Drakeo the Ruler deserved better than what happened to him Saturday night. Being a rap artist is a job, and no one should be unsafe at work. This is a crime that is hard to process. Yes, rappers have died of violent crimes before, and rap music is getting increasingly and alarmingly more voyeuristic with its hunger to see crimes in real time. But to hear Drakeo rap was to hear someone changing the rules in real time. At the time Cold Devil came out in 2017, rap was in the midst of an era full of sing-along anthems about downing drugs and scorned lovers, and Los Angeles being ruled by Kendrick Lamar and ScHoolboy Q’s John Singleton-like narratives and Odd Future’s church-burning chords. Drakeo upended that with lyrics that took your head off and colloquialisms that needed an entire league of fans to unfilter. When he first burst onto the scene he didn’t have narratives within his music. He didn’t title his albums based on artsy motifs like To Pimp a Butterfly. The state of California simply gave Drakeo the narratives he needed to be a folk hero, and he was as great a rapper as any in recent years.

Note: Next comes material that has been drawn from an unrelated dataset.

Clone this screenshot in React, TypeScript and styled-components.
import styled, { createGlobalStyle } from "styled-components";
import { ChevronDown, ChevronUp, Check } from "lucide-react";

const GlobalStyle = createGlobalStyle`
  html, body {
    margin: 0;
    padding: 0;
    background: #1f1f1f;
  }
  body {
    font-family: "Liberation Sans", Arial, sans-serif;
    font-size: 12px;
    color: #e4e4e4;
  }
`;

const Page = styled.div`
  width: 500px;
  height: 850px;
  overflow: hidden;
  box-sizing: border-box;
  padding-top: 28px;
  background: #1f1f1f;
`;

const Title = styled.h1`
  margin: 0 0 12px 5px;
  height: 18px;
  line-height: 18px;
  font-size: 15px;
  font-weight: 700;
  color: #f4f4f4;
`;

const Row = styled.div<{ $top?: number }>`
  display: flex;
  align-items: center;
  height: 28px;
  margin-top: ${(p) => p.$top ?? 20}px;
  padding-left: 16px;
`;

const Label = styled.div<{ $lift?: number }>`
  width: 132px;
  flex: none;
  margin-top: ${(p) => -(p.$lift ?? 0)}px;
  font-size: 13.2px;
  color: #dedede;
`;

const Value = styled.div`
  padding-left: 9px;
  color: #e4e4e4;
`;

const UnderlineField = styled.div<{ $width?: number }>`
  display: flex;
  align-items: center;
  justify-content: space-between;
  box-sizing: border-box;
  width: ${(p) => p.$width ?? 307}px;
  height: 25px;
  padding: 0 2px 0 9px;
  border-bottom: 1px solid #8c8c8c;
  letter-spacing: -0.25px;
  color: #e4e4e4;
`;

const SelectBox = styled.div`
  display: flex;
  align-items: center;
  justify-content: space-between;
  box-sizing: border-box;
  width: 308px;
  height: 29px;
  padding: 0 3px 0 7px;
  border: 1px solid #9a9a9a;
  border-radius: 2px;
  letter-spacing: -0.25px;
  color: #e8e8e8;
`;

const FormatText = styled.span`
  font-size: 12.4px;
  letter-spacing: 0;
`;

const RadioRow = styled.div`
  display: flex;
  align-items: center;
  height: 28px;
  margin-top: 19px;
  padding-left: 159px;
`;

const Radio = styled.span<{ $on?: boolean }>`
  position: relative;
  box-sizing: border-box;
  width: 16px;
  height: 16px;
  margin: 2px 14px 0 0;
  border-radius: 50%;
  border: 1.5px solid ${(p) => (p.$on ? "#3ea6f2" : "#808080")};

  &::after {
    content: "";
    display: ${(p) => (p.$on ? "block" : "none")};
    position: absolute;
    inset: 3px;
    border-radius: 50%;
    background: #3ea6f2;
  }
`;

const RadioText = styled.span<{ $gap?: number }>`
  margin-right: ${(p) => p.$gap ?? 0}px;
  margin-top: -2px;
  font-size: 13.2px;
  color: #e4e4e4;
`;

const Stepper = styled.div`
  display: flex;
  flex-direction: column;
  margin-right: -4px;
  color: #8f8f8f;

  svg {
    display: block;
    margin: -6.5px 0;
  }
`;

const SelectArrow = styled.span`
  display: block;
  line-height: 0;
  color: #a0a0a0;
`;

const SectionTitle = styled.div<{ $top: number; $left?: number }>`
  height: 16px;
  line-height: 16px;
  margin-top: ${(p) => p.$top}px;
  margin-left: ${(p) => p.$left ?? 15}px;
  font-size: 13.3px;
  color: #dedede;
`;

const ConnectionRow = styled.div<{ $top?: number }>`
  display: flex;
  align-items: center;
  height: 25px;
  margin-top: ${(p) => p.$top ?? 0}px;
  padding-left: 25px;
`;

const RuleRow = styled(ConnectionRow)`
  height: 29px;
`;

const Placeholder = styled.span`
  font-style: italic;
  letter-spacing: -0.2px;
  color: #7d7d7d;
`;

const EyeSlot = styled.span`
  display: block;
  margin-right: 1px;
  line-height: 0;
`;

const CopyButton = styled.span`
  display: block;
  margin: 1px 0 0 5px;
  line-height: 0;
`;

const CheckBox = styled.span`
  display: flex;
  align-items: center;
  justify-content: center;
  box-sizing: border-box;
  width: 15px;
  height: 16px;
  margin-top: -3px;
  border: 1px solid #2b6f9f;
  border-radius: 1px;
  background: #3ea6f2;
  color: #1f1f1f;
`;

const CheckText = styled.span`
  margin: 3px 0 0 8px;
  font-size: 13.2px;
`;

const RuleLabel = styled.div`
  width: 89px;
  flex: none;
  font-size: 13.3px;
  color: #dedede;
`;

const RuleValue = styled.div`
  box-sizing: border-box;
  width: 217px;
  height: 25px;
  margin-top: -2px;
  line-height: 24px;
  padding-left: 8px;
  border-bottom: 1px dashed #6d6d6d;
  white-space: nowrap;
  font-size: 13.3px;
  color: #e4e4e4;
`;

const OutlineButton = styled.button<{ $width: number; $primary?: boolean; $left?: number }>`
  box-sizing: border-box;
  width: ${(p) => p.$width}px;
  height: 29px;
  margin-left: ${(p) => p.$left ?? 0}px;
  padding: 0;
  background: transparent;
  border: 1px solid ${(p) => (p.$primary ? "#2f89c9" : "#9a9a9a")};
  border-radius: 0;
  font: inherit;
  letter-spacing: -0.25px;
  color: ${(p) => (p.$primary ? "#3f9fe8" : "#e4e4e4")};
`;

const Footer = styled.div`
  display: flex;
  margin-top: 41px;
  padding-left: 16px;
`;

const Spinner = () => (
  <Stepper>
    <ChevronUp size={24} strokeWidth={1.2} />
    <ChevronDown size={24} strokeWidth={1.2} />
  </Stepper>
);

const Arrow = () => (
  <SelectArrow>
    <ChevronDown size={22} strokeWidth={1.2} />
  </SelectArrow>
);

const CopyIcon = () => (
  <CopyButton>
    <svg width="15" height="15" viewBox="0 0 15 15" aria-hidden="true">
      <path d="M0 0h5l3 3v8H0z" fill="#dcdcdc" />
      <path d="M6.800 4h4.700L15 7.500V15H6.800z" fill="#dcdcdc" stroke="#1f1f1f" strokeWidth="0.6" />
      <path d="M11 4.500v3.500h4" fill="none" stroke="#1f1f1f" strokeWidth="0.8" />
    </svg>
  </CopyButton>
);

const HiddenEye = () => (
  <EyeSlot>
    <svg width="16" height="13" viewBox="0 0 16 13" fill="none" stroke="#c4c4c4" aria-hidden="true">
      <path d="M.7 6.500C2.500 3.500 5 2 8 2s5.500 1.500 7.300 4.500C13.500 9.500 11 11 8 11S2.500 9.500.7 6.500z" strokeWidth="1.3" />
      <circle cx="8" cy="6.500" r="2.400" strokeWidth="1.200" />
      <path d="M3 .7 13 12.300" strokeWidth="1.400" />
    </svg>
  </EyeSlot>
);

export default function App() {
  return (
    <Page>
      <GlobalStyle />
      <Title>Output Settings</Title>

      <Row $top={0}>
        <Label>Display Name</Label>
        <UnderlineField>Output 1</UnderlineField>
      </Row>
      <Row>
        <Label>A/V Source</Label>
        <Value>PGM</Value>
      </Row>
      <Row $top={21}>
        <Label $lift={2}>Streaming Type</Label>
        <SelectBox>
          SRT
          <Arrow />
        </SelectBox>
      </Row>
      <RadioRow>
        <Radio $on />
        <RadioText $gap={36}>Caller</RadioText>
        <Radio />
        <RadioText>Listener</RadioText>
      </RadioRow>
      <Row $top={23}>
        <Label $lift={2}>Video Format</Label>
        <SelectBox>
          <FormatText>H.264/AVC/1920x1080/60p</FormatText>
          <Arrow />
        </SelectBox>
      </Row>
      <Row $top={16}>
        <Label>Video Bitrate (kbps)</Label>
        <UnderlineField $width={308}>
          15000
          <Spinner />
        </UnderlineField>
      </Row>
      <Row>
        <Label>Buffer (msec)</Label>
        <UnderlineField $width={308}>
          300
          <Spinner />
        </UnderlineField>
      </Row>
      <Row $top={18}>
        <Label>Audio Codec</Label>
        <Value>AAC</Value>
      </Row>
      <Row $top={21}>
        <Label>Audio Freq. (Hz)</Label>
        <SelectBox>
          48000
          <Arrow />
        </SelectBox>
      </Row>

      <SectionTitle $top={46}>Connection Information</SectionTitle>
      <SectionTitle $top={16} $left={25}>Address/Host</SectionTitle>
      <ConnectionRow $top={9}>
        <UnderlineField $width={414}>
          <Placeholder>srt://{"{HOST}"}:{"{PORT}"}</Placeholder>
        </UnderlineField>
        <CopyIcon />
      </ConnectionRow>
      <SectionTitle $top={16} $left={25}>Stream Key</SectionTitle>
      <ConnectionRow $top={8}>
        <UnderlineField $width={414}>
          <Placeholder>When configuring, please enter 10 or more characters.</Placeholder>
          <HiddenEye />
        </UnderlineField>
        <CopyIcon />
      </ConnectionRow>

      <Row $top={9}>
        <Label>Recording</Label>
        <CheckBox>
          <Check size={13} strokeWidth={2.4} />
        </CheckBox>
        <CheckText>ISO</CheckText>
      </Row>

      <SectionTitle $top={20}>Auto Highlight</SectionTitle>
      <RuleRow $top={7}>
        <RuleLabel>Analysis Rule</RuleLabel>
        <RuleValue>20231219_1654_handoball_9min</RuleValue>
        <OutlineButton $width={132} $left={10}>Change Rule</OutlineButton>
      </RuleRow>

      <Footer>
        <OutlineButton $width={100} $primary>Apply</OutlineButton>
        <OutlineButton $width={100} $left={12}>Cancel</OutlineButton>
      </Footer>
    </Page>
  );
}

To put Drakeo in the same category of Tay-K means that you think he is guilty and a violent criminal. Whether in the courtroom for his two trials or in the audience on the night of his murder, Drakeo deserved better than what the world gave him. Yet, his art was powerful as a result of the juvenile homes, the sadistic Los Angeles police force, and the street clashes he got into. Rap music, like any other artform, bleeds into real-life. But it doesn’t mean that the rappers who make music are all violent criminals. Nor does it mean that we shouldn’t begin to wonder what we can do to help young rappers navigate their way in the world.